The Three drink Kammani's power-boosting temple tonic when she forces it upon them, and thus they now have powers, such as the ability to understand the speech of their dogs. The latter is nice, once they get the hang of it, and they become pretty quickly accustomed to being demi-goddesses. But who would want to be a handmaiden to this goddess? Well, Mina is desperate to be the #1 rather than the #7 girl, but Kammani is mostly Not A Good Girl (to use dog parlance). She's not entirely swift on how to conquer hearts and gather worshippers in this world, despite Mina's promptings, and is more inclined towards domination and plagues. The Three have to figure out how to stop a goddess (and her mad handmaiden) somehow...
I will need to comment about the dogs: they are done well, with great fun, and even with individual voices. This takes some doing when each female character has at least one dog (and some acquire more). Some are more intelligent than others (Bowser, Wolfie), some's speech fit their character (bouncy Bailey is of few words, but they are enthusiastic), some dogs get rapidly obsessed with Cheetos, and the puppy even has a slightly different typeface as he learns to speak a bit more.
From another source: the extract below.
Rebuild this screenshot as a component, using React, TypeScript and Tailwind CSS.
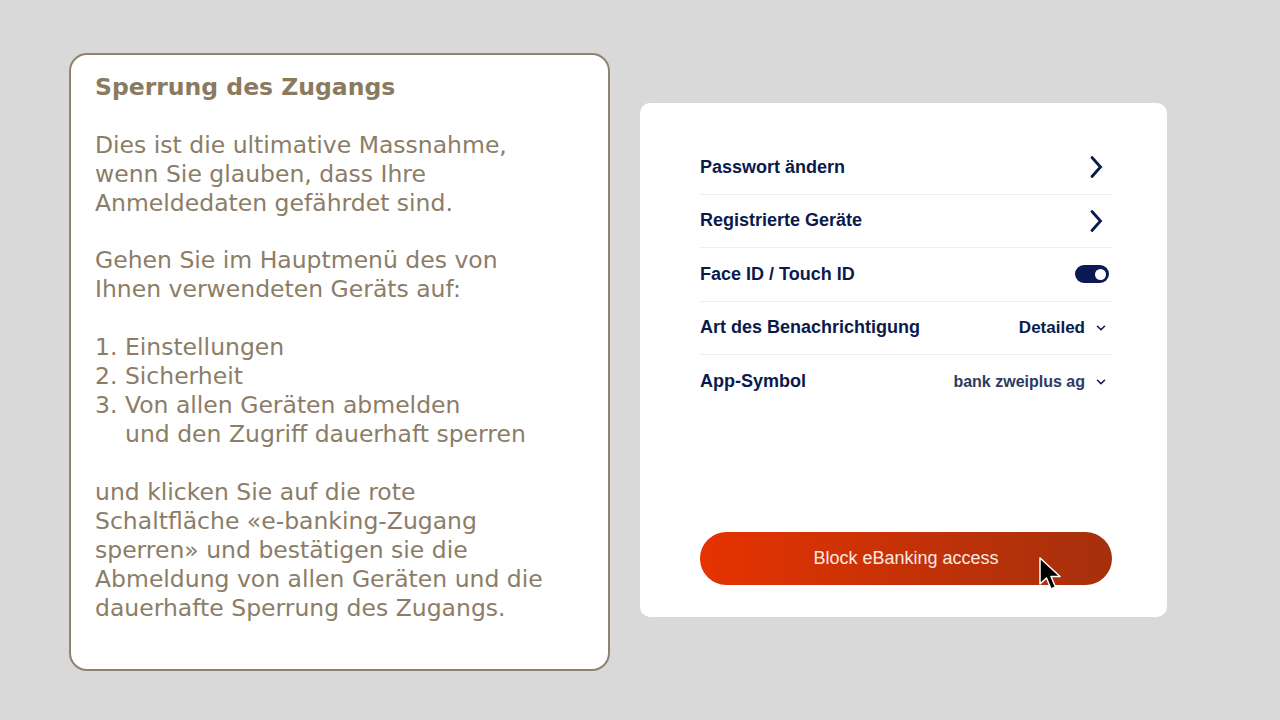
import { ChevronDown } from "lucide-react";

const rows = [
  { label: "Passwort ändern", kind: "link" },
  { label: "Registrierte Geräte", kind: "link" },
  { label: "Face ID / Touch ID", kind: "toggle" },
  { label: "Art des Benachrichtigung", kind: "select", value: "Detailed" },
  { label: "App-Symbol", kind: "select", value: "bank zweiplus ag" },
];

function Chevron() {
  return (
    <svg width="14" height="24" viewBox="0 0 14 24" fill="none">
      <path d="M3 2.5 L11.5 12 L3 21.5" stroke="#0b1a4d" strokeWidth="2.8" strokeLinecap="round" strokeLinejoin="miter" />
    </svg>
  );
}

function Cursor() {
  return (
    <svg className="absolute left-[338px] top-[24px]" width="26" height="38" viewBox="0 0 26 38">
      <path
        d="M2 2 L2 28 L8.5 22 L13 33 L17.5 31 L13 20.5 L22 20.5 Z"
        fill="#000"
        stroke="#fff"
        strokeWidth="1.5"
        strokeLinejoin="round"
      />
    </svg>
  );
}

export default function App() {
  return (
    <div className="flex h-[720px] w-[1280px] items-start bg-[#d9d9d9]">
      <div className="ml-[69px] mt-[53px] h-[618px] w-[541px] rounded-[18px] border-2 border-[#8e8370] bg-white px-[24px] pt-[18px] font-['DejaVu_Sans',sans-serif] text-[23.5px] leading-[29px] text-[#8b7d67]">
        <p className="font-bold text-[#8a7a60]">Sperrung des Zugangs</p>
        <p className="mt-[29px]">
          Dies ist die ultimative Massnahme,
          <br />
          wenn Sie glauben, dass Ihre
          <br />
          Anmeldedaten gefährdet sind.
        </p>
        <p className="mt-[28px]">
          Gehen Sie im Hauptmenü des von
          <br />
          Ihnen verwendeten Geräts auf:
        </p>
        <div className="mt-[29px]">
          <p>1. Einstellungen</p>
          <p>2. Sicherheit</p>
          <p>3. Von allen Geräten abmelden</p>
          <p className="pl-[30px]">und den Zugriff dauerhaft sperren</p>
        </div>
        <p className="mt-[29px]">
          und klicken Sie auf die rote
          <br />
          Schaltfläche «e-banking-Zugang
          <br />
          sperren» und bestätigen sie die
          <br />
          Abmeldung von allen Geräten und die
          <br />
          dauerhafte Sperrung des Zugangs.
        </p>
      </div>

      <div className="ml-[30px] mt-[103px] flex h-[514px] w-[527px] flex-col rounded-[10px] bg-white pl-[60px] pr-[55px] font-['Liberation_Sans',Arial,sans-serif]">
        <div className="mt-[38px] flex flex-col">
          {rows.map((r, i) => (
            <div
              key={r.label}
              className={`flex h-[53.5px] items-center justify-between ${i < rows.length - 1 ? "border-b border-[#eceef2]" : ""}`}
            >
              <span className="text-[18px] font-bold text-[#0b1a4d]">{r.label}</span>
              {r.kind === "link" && (
                <span className="mr-[9px] flex">
                  <Chevron />
                </span>
              )}
              {r.kind === "toggle" && (
                <span className="mr-[3px] flex h-[18px] w-[34px] items-center justify-end rounded-full bg-[#0b1a52] pr-[3px]">
                  <span className="h-[11px] w-[11px] rounded-full bg-white" />
                </span>
              )}
              {r.kind === "select" && (
                <span
                  className={`flex items-center gap-[9px] font-bold ${i === 3 ? "text-[17px] text-[#0b1a4d]" : "text-[16px] text-[#2e3b5e]"}`}
                >
                  {r.value}
                  <ChevronDown className="mr-[4px] h-[14px] w-[14px] text-[#0b1a4d]" strokeWidth={2.6} />
                </span>
              )}
            </div>
          ))}
        </div>
        <div className="relative mb-[32px] mt-auto">
          <button className="flex h-[53px] w-full items-center justify-center rounded-full bg-gradient-to-r from-[#e63200] to-[#a5300c] text-[18px] text-[#fbe9e2]">
            Block eBanking access
          </button>
          <Cursor />
        </div>
      </div>
    </div>
  );
}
Oh, and btw, Lani and Jenny, I cannot believe you put in the Glittery HooHa. Yes, they did it. For serious. It is in there, cited as "Sam will be faithful to you because you have one!" Hoo boy. The mind boggles.
I will admit that there are a few flaws in the ointment:
- I sort of wondered at the handling of Bun and Gen, who come off as teenage dimwits at first, and then Gen suddenly gets a lot more depth and development. I wondered why Bun didn't get the same treatment. And for that matter, where are they at the end?
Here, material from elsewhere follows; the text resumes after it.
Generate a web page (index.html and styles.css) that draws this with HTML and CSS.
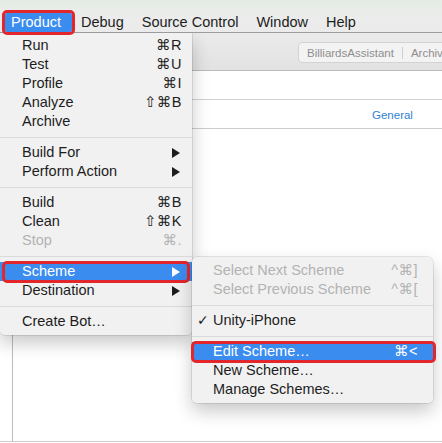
FILE: index.html
```html
<!DOCTYPE html>
<html>
<head>
<meta charset="utf-8">
<link rel="stylesheet" href="styles.css">
</head>
<body>
<div class="screen">
  <div class="menubar">
    <span class="mb-item active">Product</span>
    <span class="mb-item">Debug</span>
    <span class="mb-item">Source Control</span>
    <span class="mb-item">Window</span>
    <span class="mb-item">Help</span>
  </div>
  <div class="toolbar">
    <div class="pathctl"><span>BilliardsAssistant</span><span class="pipe"></span><span>Archive</span></div>
  </div>
  <div class="blankbar"></div>
  <div class="tabs"><span class="tab">General</span></div>
  <div class="content">
    <div class="sidebar"></div>
    <div class="main"></div>
  </div>
  <div class="footer"></div>

  <div class="menu product-menu">
    <div class="mi"><span>Run</span><span class="sc">⌘R</span></div>
    <div class="mi"><span>Test</span><span class="sc">⌘U</span></div>
    <div class="mi"><span>Profile</span><span class="sc">⌘I</span></div>
    <div class="mi"><span>Analyze</span><span class="sc">⇧⌘B</span></div>
    <div class="mi"><span>Archive</span></div>
    <div class="sep"></div>
    <div class="mi"><span>Build For</span><span class="arrow"></span></div>
    <div class="mi"><span>Perform Action</span><span class="arrow"></span></div>
    <div class="sep"></div>
    <div class="mi"><span>Build</span><span class="sc">⌘B</span></div>
    <div class="mi"><span>Clean</span><span class="sc">⇧⌘K</span></div>
    <div class="mi dis"><span>Stop</span><span class="sc">⌘.</span></div>
    <div class="sep"></div>
    <div class="mi hl mark-scheme"><span>Scheme</span><span class="arrow"></span></div>
    <div class="mi"><span>Destination</span><span class="arrow"></span></div>
    <div class="sep"></div>
    <div class="mi"><span>Create Bot…</span></div>
  </div>

  <div class="menu sub-menu">
    <div class="mi dis"><span>Select Next Scheme</span><span class="sc">^⌘]</span></div>
    <div class="mi dis"><span>Select Previous Scheme</span><span class="sc">^⌘[</span></div>
    <div class="sep"></div>
    <div class="mi"><span><span class="check">✓</span>Unity-iPhone</span></div>
    <div class="sep"></div>
    <div class="mi hl mark-edit"><span>Edit Scheme…</span><span class="sc">⌘&lt;</span></div>
    <div class="mi"><span>New Scheme…</span></div>
    <div class="mi"><span>Manage Schemes…</span></div>
  </div>
</div>
</body>
</html>
```

FILE: styles.css
```css
* {
  box-sizing: border-box;
  margin: 0;
  padding: 0;
}

body {
  margin: 0;
  width: 442px;
  height: 443px;
  overflow: hidden;
  background: #ffffff;
  font-family: "Liberation Sans", Arial, "DejaVu Sans", sans-serif;
}

.screen {
  position: relative;
  width: 442px;
  height: 443px;
  display: flex;
  flex-direction: column;
  overflow: hidden;
}

/* ---------- menu bar ---------- */
.menubar {
  position: relative;
  z-index: 5;
  height: 33px;
  flex: none;
  padding: 13px 0 0 5px;
  display: flex;
  align-items: flex-start;
  background: linear-gradient(#e4ebe4, #eaecea 35%, #ebebeb);
  border-bottom: 1px solid #9c9c9c;
  font-size: 14.5px;
  color: #1d1d1d;
  white-space: nowrap;
}

.mb-item {
  height: 19px;
  line-height: 19px;
  padding: 0 9px;
}

.mb-item.active {
  background: #3b8cef;
  color: #ffffff;
  padding: 0 11px 0 6px;
  border-radius: 2px;
  outline: 3px solid #e2262c;
  outline-offset: 0;
}

/* ---------- toolbar ---------- */
.toolbar {
  height: 38px;
  flex: none;
  padding: 9px 0 0 298px;
  background: linear-gradient(#ebebeb, #e2e2e2);
  border-bottom: 1px solid #bababa;
  display: flex;
  align-items: flex-start;
}

.pathctl {
  flex: none;
  height: 21px;
  display: flex;
  align-items: center;
  gap: 8px;
  padding: 0 8px;
  background: #f3f3f3;
  border: 1px solid #d3d3d3;
  border-radius: 4px;
  font-size: 11.5px;
  color: #8e8e8e;
  white-space: nowrap;
}

.pipe {
  width: 1px;
  height: 12px;
  background: #cfcfcf;
}

.blankbar {
  height: 29px;
  flex: none;
  background: #ffffff;
  border-bottom: 1px solid #d2d2d2;
}

.tabs {
  height: 29px;
  flex: none;
  padding-left: 372px;
  border-bottom: 1px solid #cdcdcd;
  line-height: 28px;
}

.tab {
  font-size: 11.5px;
  color: #2f7fd3;
}

.content {
  flex: 1;
  display: flex;
}

.sidebar {
  width: 13px;
  border-right: 1px solid #bcbcbc;
}

.main {
  flex: 1;
}

.footer {
  height: 2px;
  flex: none;
  border-top: 1px solid #cdcdcd;
}

/* ---------- menus ---------- */
.menu {
  position: absolute;
  z-index: 3;
  background: rgba(241, 241, 241, 0.98);
  font-size: 14.5px;
  color: #1d1d1d;
  white-space: nowrap;
  box-shadow: 0 0 0 0.5px rgba(0, 0, 0, 0.18), 0 8px 18px rgba(0, 0, 0, 0.22);
}

.product-menu {
  left: 0;
  top: 33px;
  width: 192px;
  padding: 3px 0 4px;
  border-radius: 0 0 5px 5px;
}

.sub-menu {
  left: 192px;
  top: 257px;
  width: 241px;
  padding: 4px 0;
  border-radius: 5px;
}

.mi {
  position: relative;
  height: 19px;
  line-height: 19px;
  display: flex;
  justify-content: space-between;
  align-items: center;
  padding: 0 10px 0 22px;
}

.sub-menu .mi {
  padding: 0 15px 0 21px;
}

.sc {
  font-family: "Liberation Sans", "DejaVu Sans", sans-serif;
  letter-spacing: 0.5px;
}

.arrow {
  width: 0;
  height: 0;
  margin-right: 2px;
  border-left: 8px solid #1d1d1d;
  border-top: 5px solid transparent;
  border-bottom: 5px solid transparent;
}

.dis {
  color: #b3b3b3;
}

.check {
  display: inline-block;
  width: 16px;
  margin-left: -16px;
  font-family: "DejaVu Sans", sans-serif;
  font-size: 14px;
}

.sep {
  height: 12px;
  display: flex;
  align-items: center;
}

.sep::before {
  content: "";
  flex: 1;
  height: 1px;
  background: #dadada;
}

.mi.hl {
  background: #3b8cef;
  color: #ffffff;
}

.mi.hl .arrow {
  border-left-color: #ffffff;
}

.mark-scheme::after,
.mark-edit::after {
  content: "";
  position: absolute;
  border: 3px solid #e2262c;
  border-radius: 5px;
}

.mark-scheme::after {
  left: 2px;
  right: 2px;
  top: -1px;
  bottom: -2px;
}

.mark-edit::after {
  left: -1px;
  right: -3px;
  top: -1px;
  bottom: -2px;
}
```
- I can't say I felt massively attached to any of the guys in the book. They certainly do have quirks (Christopher in particular, I'm still wondering why he hears the voice of a dead mathematician in his head), but somehow with the juggling of all the couples, I don't know if I felt like anyone got as much development as they could have.
- And while I know Kammani and Sam both were using god-like omniscience to find out things like how to talk in modern language and suddenly kinda knowing what Dunkin Donuts was and stuff like that, I felt like Sam really morphed the most of all to the point where I didn't even feel like he had a distinct voice any more. His voice really changes. I'm not saying I don't like the bloke, but you learn more about him from his actions than his words after awhile.
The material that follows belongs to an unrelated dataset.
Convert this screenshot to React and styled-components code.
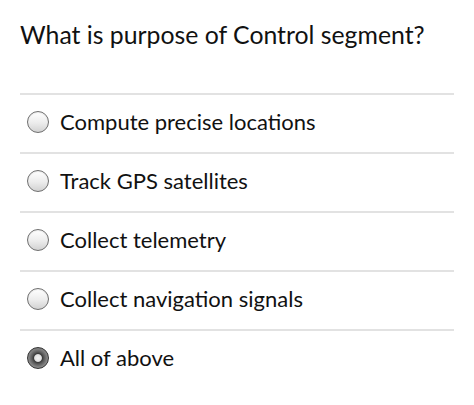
import React from "react";
import styled, { createGlobalStyle } from "styled-components";

const Global = createGlobalStyle`
  html, body { margin: 0; padding: 0; background: #fff; }
  body { font-family: Lato, "Open Sans", sans-serif; color: #1a1a1a; }
`;

const Card = styled.div`
  width: 474px;
  height: 405px;
  box-sizing: border-box;
  padding: 20px 20px 0 20px;
  background: #fff;
`;

const Question = styled.h1`
  margin: 0;
  font-size: 24.8px;
  font-weight: 400;
  line-height: 30px;
  color: #111;
`;

const Options = styled.ul`
  list-style: none;
  margin: 43px 0 0 0;
  padding: 0;
  width: 434px;
`;

const Option = styled.li`
  display: flex;
  align-items: center;
  gap: 11px;
  height: 59px;
  padding: 0 0 4px 7px;
  box-sizing: border-box;
  border-top: 2px solid #e2e2e2;
  font-size: 22px;
  color: #111;
`;

const Radio = styled.span`
  flex: none;
  width: 22px;
  height: 22px;
  border-radius: 50%;
  box-sizing: border-box;
  border: 1.5px solid ${(p) => (p.$checked ? "#333" : "#6f6f6f")};
  background: ${(p) =>
    p.$checked
      ? "radial-gradient(circle at 50% 50%, #f4f4f4 0, #e2e2e2 3.4px, #3a3a3a 4.4px, #5a5a5a 6px, #8a8a8a 9.5px)"
      : "linear-gradient(to bottom, #ffffff 0%, #ececec 55%, #d2d2d2 100%)"};
  box-shadow: inset 0 1px 1px rgba(0, 0, 0, 0.08);
`;

const Label = styled.span`
  line-height: 26px;
`;

const items = [
  "Compute precise locations",
  "Track GPS satellites",
  "Collect telemetry",
  "Collect navigation signals",
  "All of above",
];

export default function App() {
  return (
    <>
      <Global />
      <Card>
        <Question>What is purpose of Control segment?</Question>
        <Options>
          {items.map((t, i) => (
            <Option key={t}>
              <Radio $checked={i === 4} />
              <Label>{t}</Label>
            </Option>
          ))}
        </Options>
      </Card>
    </>
  );
}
- I dunno about having your first orgasm while painting. That's...odd.
But in general, it was better than I expected, had some depth, and was fun to read. I'm all for that. So, I'll give it four stars.
My favorite dog-training story: when my dog came to live with my new husband and me after a too-long stint on a farm and we took her for a walk every evening, we decided to teach her to stop when she reached a curb.
So picture this: tall, handsome man kneeling in gutter explaining to dog (ears cocked, head tilted in fascination) that THIS (he points) is a curb.
Even now, years after she died, this picture makes me smile.